# [Exercise instructions]
Show, in full, each line of the data that contains "page".
══════
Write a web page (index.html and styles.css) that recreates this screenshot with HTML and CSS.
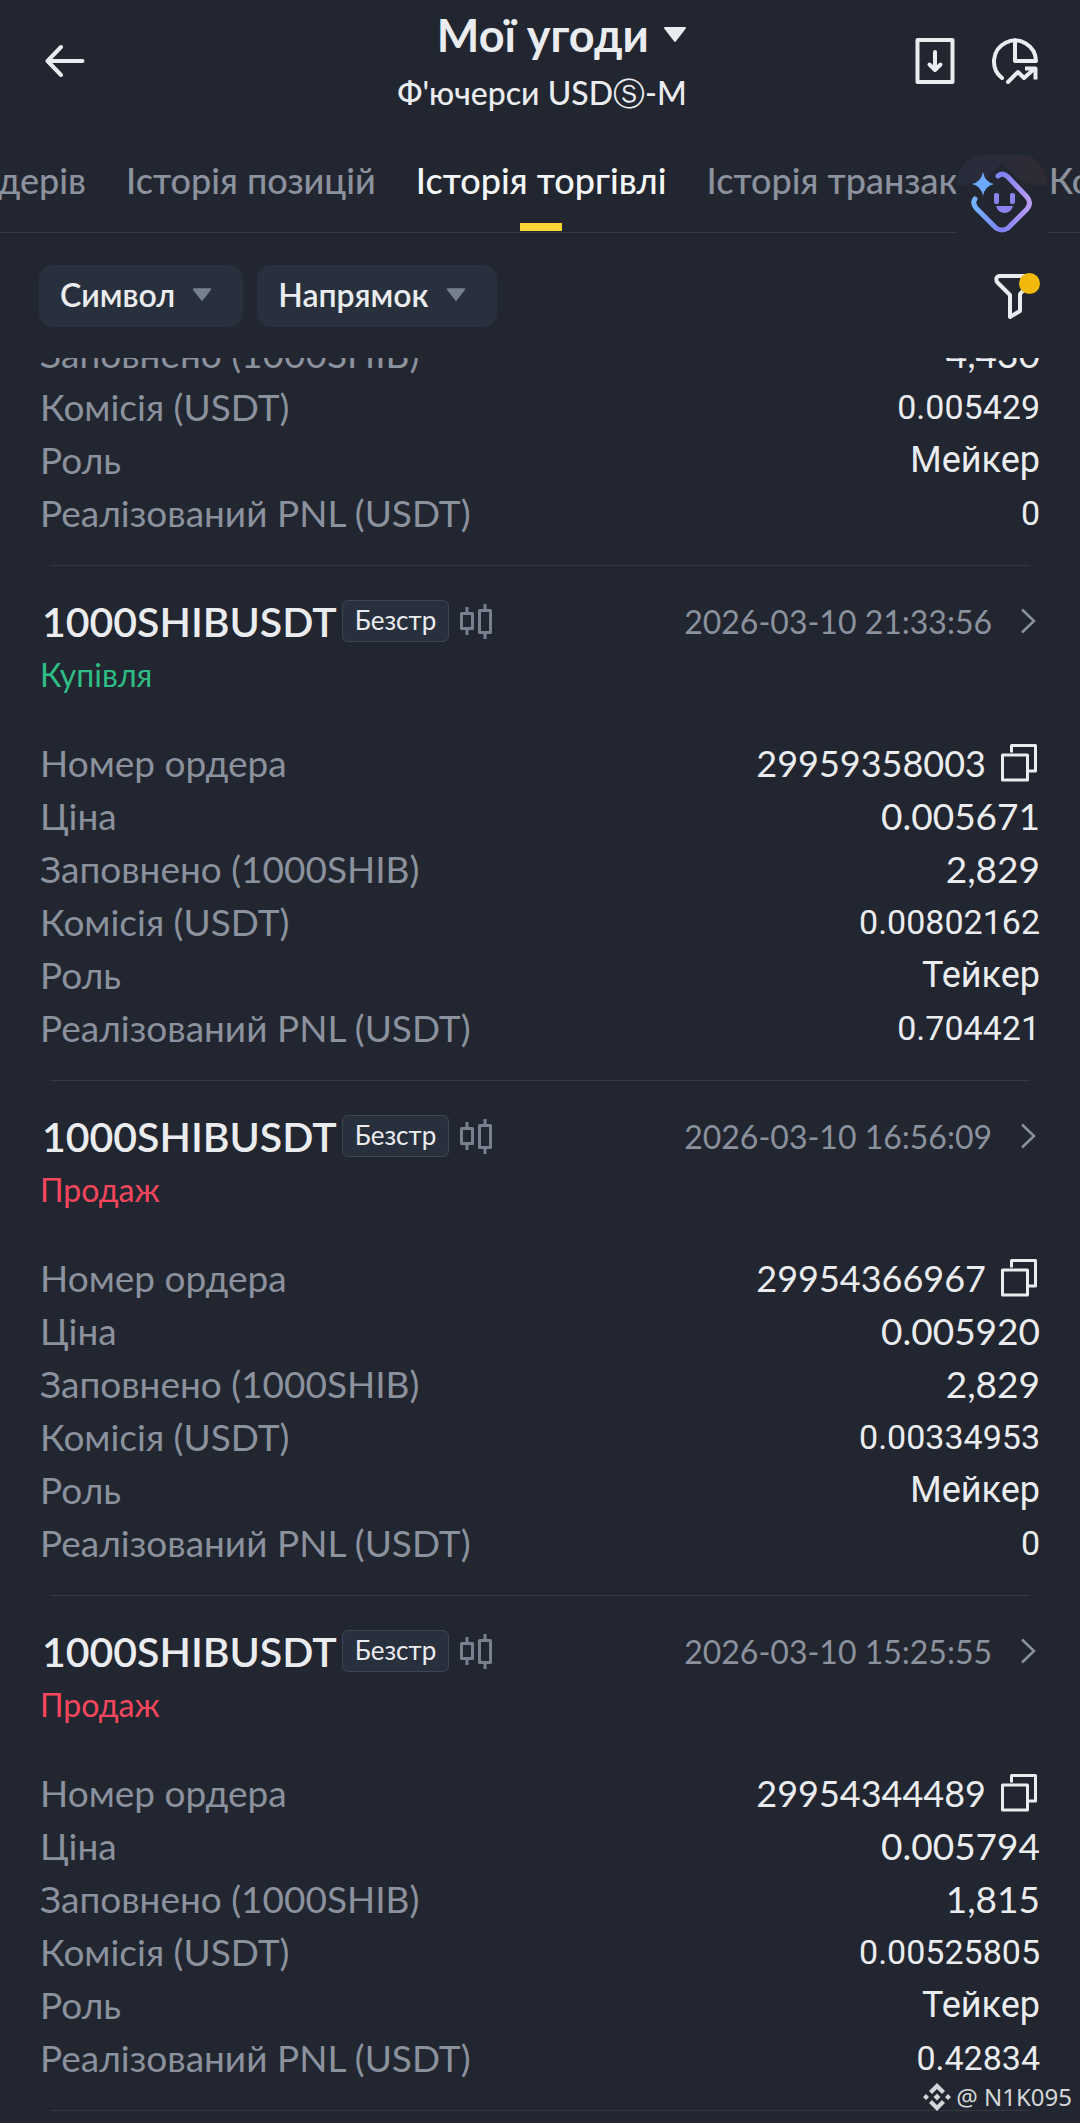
FILE: index.html
```html
<!DOCTYPE html>
<html lang="uk">
<head>
<meta charset="utf-8">
<meta name="viewport" content="width=device-width, initial-scale=1">
<title>Мої угоди</title>
<link rel="stylesheet" href="styles.css">
</head>
<body>
<svg class="sprite" aria-hidden="true">
  <symbol id="caret" viewBox="0 0 24 16"><path d="M2 1h20L12 14z" fill="currentColor" stroke="currentColor" stroke-width="2" stroke-linejoin="round"/></symbol>
  <symbol id="candles" viewBox="0 0 34 38"><g fill="none" stroke="currentColor" stroke-width="3" stroke-linejoin="round"><path d="M2.500 11.500h11v15h-11zM20.500 8.500h11v22h-11zM8 5v6M8 27v6M26 2v6M26 31v6"/></g></symbol>
  <symbol id="chevron" viewBox="0 0 16 26"><path d="M2 1.500L14 13 2 24.500" fill="none" stroke="currentColor" stroke-width="2.500"/></symbol>
  <symbol id="copy" viewBox="0 0 36 38"><g fill="none" stroke="currentColor" stroke-width="3" stroke-linejoin="round"><path d="M1.500 11h25v25h-25z"/><path d="M10.500 8.500v-7h24v25.500h-6.500"/></g></symbol>
</svg>
<div class="app">
  <header class="header">
    <button class="icon-button" type="button" aria-label="Назад">
      <svg width="40" height="34" viewBox="0 0 40 34"><path d="M37.500 17H3M16 3L2.500 17 16 31" fill="none" stroke="currentColor" stroke-width="4" stroke-linecap="round" stroke-linejoin="round"/></svg>
    </button>
    <div class="heading">
      <h1 class="heading-title"><button class="heading-button" type="button">Мої угоди <svg width="24" height="16"><use href="#caret"/></svg></button></h1>
      <p class="heading-sub">Ф'ючерси USDⓈ-M</p>
    </div>
    <div class="header-actions">
      <button class="icon-button" type="button" aria-label="Завантажити">
        <svg width="40" height="48" viewBox="0 0 40 48"><g fill="none" stroke="currentColor" stroke-width="4" stroke-linecap="round" stroke-linejoin="round"><path d="M2.500 3h35v42h-35z"/><path d="M20 15v18M14.500 27.500L20 33l5.500-5.500"/></g></svg>
      </button>
      <button class="icon-button" type="button" aria-label="Аналітика">
        <svg width="48" height="48" viewBox="0 0 48 48"><g fill="none" stroke="currentColor" stroke-width="4" stroke-linejoin="round"><path d="M11 41A21 21 0 1 1 45 24H24V3" stroke-linecap="round"/><path d="M17 45l10-10 6 6 10-9" stroke-linecap="round"/><path d="M34 31.500h10.500v11"/></g></svg>
      </button>
    </div>
  </header>

  <nav class="tabs" aria-label="Розділи">
    <a class="tab" href="#orders">Історія ордерів</a>
    <a class="tab" href="#positions">Історія позицій</a>
    <a class="tab tab-active" href="#trades" aria-current="page">Історія торгівлі</a>
    <a class="tab" href="#transactions">Історія транзакцій</a>
    <a class="tab" href="#copy-trading">Копітрейдинг</a>
  </nav>

  <button class="assistant" type="button" aria-label="Помічник">
    <svg width="92" height="88" viewBox="0 0 92 88">
      <defs>
        <linearGradient id="face" x1="0" y1="0" x2="1" y2="0"><stop offset="0" stop-color="#74b4fa"/><stop offset=".5" stop-color="#7f80f4"/><stop offset="1" stop-color="#b99cf2"/></linearGradient>
        <linearGradient id="cap" x1="0" y1="0" x2="1" y2="0"><stop offset="0" stop-color="#272c3a"/><stop offset=".5" stop-color="#2b2b3a"/><stop offset="1" stop-color="#2d2a32"/></linearGradient>
      </defs>
      <path d="M0 31C3 12 12 1 26 1H66C80 1 89 12 92 31Q75 33 62 25L46 9 30 25Q16 33 0 31z" fill="url(#cap)"/>
      <path d="M42 22Q47 18 52 23L71 43Q76 49 71 55L52 74Q46 78 40 74L20 54Q16 49 19 45" fill="none" stroke="url(#face)" stroke-width="5" stroke-linecap="round" stroke-linejoin="round"/>
      <path d="M27 18Q29 28 38 30Q29 32 27 42Q25 32 16 30Q25 28 27 18z" fill="#6aa9fb"/>
      <rect x="38" y="39" width="5" height="11" rx="2" fill="#8b82ee"/><rect x="54" y="39" width="5" height="11" rx="2" fill="#8b82ee"/>
      <path d="M40 52h17Q55 59 48.500 59T40 52z" fill="#8b82ee"/>
    </svg>
  </button>

  <div class="filters">
    <button class="chip" type="button">Символ <svg width="20" height="14"><use href="#caret"/></svg></button>
    <button class="chip" type="button">Напрямок <svg width="20" height="14"><use href="#caret"/></svg></button>
    <button class="icon-button filter-button" type="button" aria-label="Фільтр">
      <svg width="50" height="50" viewBox="0 0 50 50"><path d="M8 5H39Q43 6 40 11L29 23V40L19 46V24L6 11Q4 6 8 5z" fill="none" stroke="currentColor" stroke-width="4" stroke-linejoin="round"/><circle cx="38.500" cy="12.500" r="10.500" fill="#f0b90b"/></svg>
    </button>
  </div>

  <main class="list">
    <article class="card card-scrolled">
      <dl class="rows">
        <div class="row"><dt>Заповнено (1000SHIB)</dt><dd>4,430</dd></div>
        <div class="row"><dt>Комісія (USDT)</dt><dd class="narrow">0.005429</dd></div>
        <div class="row"><dt>Роль</dt><dd class="role">Мейкер</dd></div>
        <div class="row"><dt>Реалізований PNL (USDT)</dt><dd class="narrow">0</dd></div>
      </dl>
    </article>

    <article class="card">
      <div class="card-head">
        <h2 class="symbol">1000SHIBUSDT</h2><span class="badge">Безстр</span><svg class="candles" width="34" height="38"><use href="#candles"/></svg>
        <a class="details" href="#trade-1"><time datetime="2026-03-10T21:33:56">2026-03-10 21:33:56</time><svg width="16" height="26"><use href="#chevron"/></svg></a>
      </div>
      <p class="side side-buy">Купівля</p>
      <dl class="rows">
        <div class="row"><dt>Номер ордера</dt><dd class="order-id">29959358003 <button class="copy" type="button" aria-label="Копіювати"><svg width="36" height="38"><use href="#copy"/></svg></button></dd></div>
        <div class="row"><dt>Ціна</dt><dd>0.005671</dd></div>
        <div class="row"><dt>Заповнено (1000SHIB)</dt><dd>2,829</dd></div>
        <div class="row"><dt>Комісія (USDT)</dt><dd class="narrow">0.00802162</dd></div>
        <div class="row"><dt>Роль</dt><dd class="role">Тейкер</dd></div>
        <div class="row"><dt>Реалізований PNL (USDT)</dt><dd class="narrow">0.704421</dd></div>
      </dl>
    </article>

    <article class="card">
      <div class="card-head">
        <h2 class="symbol">1000SHIBUSDT</h2><span class="badge">Безстр</span><svg class="candles" width="34" height="38"><use href="#candles"/></svg>
        <a class="details" href="#trade-2"><time datetime="2026-03-10T16:56:09">2026-03-10 16:56:09</time><svg width="16" height="26"><use href="#chevron"/></svg></a>
      </div>
      <p class="side side-sell">Продаж</p>
      <dl class="rows">
        <div class="row"><dt>Номер ордера</dt><dd class="order-id">29954366967 <button class="copy" type="button" aria-label="Копіювати"><svg width="36" height="38"><use href="#copy"/></svg></button></dd></div>
        <div class="row"><dt>Ціна</dt><dd>0.005920</dd></div>
        <div class="row"><dt>Заповнено (1000SHIB)</dt><dd>2,829</dd></div>
        <div class="row"><dt>Комісія (USDT)</dt><dd class="narrow">0.00334953</dd></div>
        <div class="row"><dt>Роль</dt><dd class="role">Мейкер</dd></div>
        <div class="row"><dt>Реалізований PNL (USDT)</dt><dd class="narrow">0</dd></div>
      </dl>
    </article>

    <article class="card">
      <div class="card-head">
        <h2 class="symbol">1000SHIBUSDT</h2><span class="badge">Безстр</span><svg class="candles" width="34" height="38"><use href="#candles"/></svg>
        <a class="details" href="#trade-3"><time datetime="2026-03-10T15:25:55">2026-03-10 15:25:55</time><svg width="16" height="26"><use href="#chevron"/></svg></a>
      </div>
      <p class="side side-sell">Продаж</p>
      <dl class="rows">
        <div class="row"><dt>Номер ордера</dt><dd class="order-id">29954344489 <button class="copy" type="button" aria-label="Копіювати"><svg width="36" height="38"><use href="#copy"/></svg></button></dd></div>
        <div class="row"><dt>Ціна</dt><dd>0.005794</dd></div>
        <div class="row"><dt>Заповнено (1000SHIB)</dt><dd>1,815</dd></div>
        <div class="row"><dt>Комісія (USDT)</dt><dd class="narrow">0.00525805</dd></div>
        <div class="row"><dt>Роль</dt><dd class="role">Тейкер</dd></div>
        <div class="row"><dt>Реалізований PNL (USDT)</dt><dd class="narrow">0.42834</dd></div>
      </dl>
    </article>
  </main>

  <p class="watermark">
    <svg width="28" height="28" viewBox="0 0 28 28" aria-hidden="true"><path d="M14 0l8 8-3 3-5-5-5 5-3-3zM14 28l8-8-3-3-5 5-5-5-3 3zM3 11l3 3-3 3-3-3zM25 11l3 3-3 3-3-3zM14 10.500l3.500 3.500-3.500 3.500-3.500-3.500z" fill="currentColor"/></svg>
    @ N1K095
  </p>
</div>
</body>
</html>
```

FILE: styles.css
```css
* { box-sizing: border-box; }

body {
  margin: 0;
  background: #222630;
  color: #eaecef;
  font-family: Lato, Roboto, sans-serif;
  font-size: 36px;
}

h1, h2, p, dl, dd { margin: 0; }
svg { display: block; flex: none; }
.sprite { position: absolute; width: 0; height: 0; }

button {
  padding: 0;
  border: 0;
  background: none;
  color: inherit;
  font: inherit;
}

a { color: inherit; text-decoration: none; }

.app { position: relative; overflow: hidden; }

.header {
  display: grid;
  grid-template-columns: 1fr auto 1fr;
  align-items: center;
  height: 117px;
  padding: 0 41px 0 45px;
}

.icon-button { display: block; }
.heading { align-self: start; padding-top: 6px; text-align: center; }
.heading-title { font-size: 45px; font-weight: 700; line-height: 58px; }
.heading-button { display: flex; align-items: center; gap: 14px; margin-left: auto; }
.heading-sub { font-size: 32px; font-weight: 500; line-height: 58px; }
.header-actions { display: flex; justify-content: flex-end; gap: 36px; }

.tabs {
  display: flex;
  gap: 40px;
  height: 116px;
  padding-top: 36px;
  border-bottom: 1px solid #333843;
  white-space: nowrap;
  color: #8b919d;
  font-weight: 500;
}

.tab { position: relative; flex: none; line-height: 54px; }
.tab:first-child { margin-left: -163px; }
.tab-active { color: #f5f6f8; }

.tab-active::after {
  content: "";
  position: absolute;
  bottom: 1px;
  left: 50%;
  width: 42px;
  height: 8px;
  margin-left: -21px;
  background: #fcd535;
}

.assistant {
  position: absolute;
  top: 154px;
  right: 32px;
  background: #222630;
}

.filters {
  display: flex;
  align-items: center;
  gap: 14px;
  height: 125px;
  padding: 0 39px;
}

.chip {
  display: flex;
  align-items: center;
  gap: 17px;
  height: 62px;
  padding: 0 31px 2px 21px;
  border-radius: 14px;
  background: #29303d;
  font-size: 32px;
  font-weight: 600;
}

.chip svg { color: #76808f; }
.filter-button { margin-left: auto; }

.list { overflow: hidden; padding: 0 40px 12px; }
.card { position: relative; padding: 34px 0 27px; }
.card-scrolled { margin-top: -31px; padding-top: 0; }

.card::after {
  content: "";
  position: absolute;
  right: 10px;
  bottom: 0;
  left: 10px;
  height: 1px;
  background: #333843;
}

.card-head { display: flex; align-items: center; height: 42px; }
.symbol { padding-left: 2px; font-size: 41px; font-weight: 600; }

.badge {
  margin-left: 5px;
  padding: 0 12px 2px;
  border: 1px solid #3d4552;
  border-radius: 6px;
  background: #29303d;
  font-size: 26px;
  line-height: 38px;
}

.candles { margin-left: 10px; color: #76808f; }

.details {
  display: flex;
  align-items: center;
  gap: 28px;
  margin-left: auto;
  padding-right: 4px;
  color: #8b919d;
  font-size: 32px;
}

.side { margin: 15px 0 43px; font-size: 32px; line-height: 36px; }
.side-buy { color: #2ebd85; }
.side-sell { color: #f6465d; }

.row {
  display: flex;
  justify-content: space-between;
  align-items: center;
  height: 53px;
  font-size: 37px;
}

.row dt { color: #8b919d; }
.row dd { display: flex; align-items: center; gap: 15px; }
.row .order-id { font-size: 36px; }
.row .role { font-family: Roboto, sans-serif; font-size: 36px; }
.row .narrow { font-family: Roboto, sans-serif; font-size: 34px; }
.copy { padding-right: 3px; }

.watermark {
  position: absolute;
  right: 8px;
  bottom: 10px;
  display: flex;
  align-items: center;
  gap: 5px;
  font-family: "Noto Sans", sans-serif;
  font-size: 24px;
  color: #d5d6d9;
}
```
══════
# [Completed exercise]
Write a web page (index.html and styles.css) that recreates this screenshot with HTML and CSS.
    <a class="tab tab-active" href="#trades" aria-current="page">Історія торгівлі</a>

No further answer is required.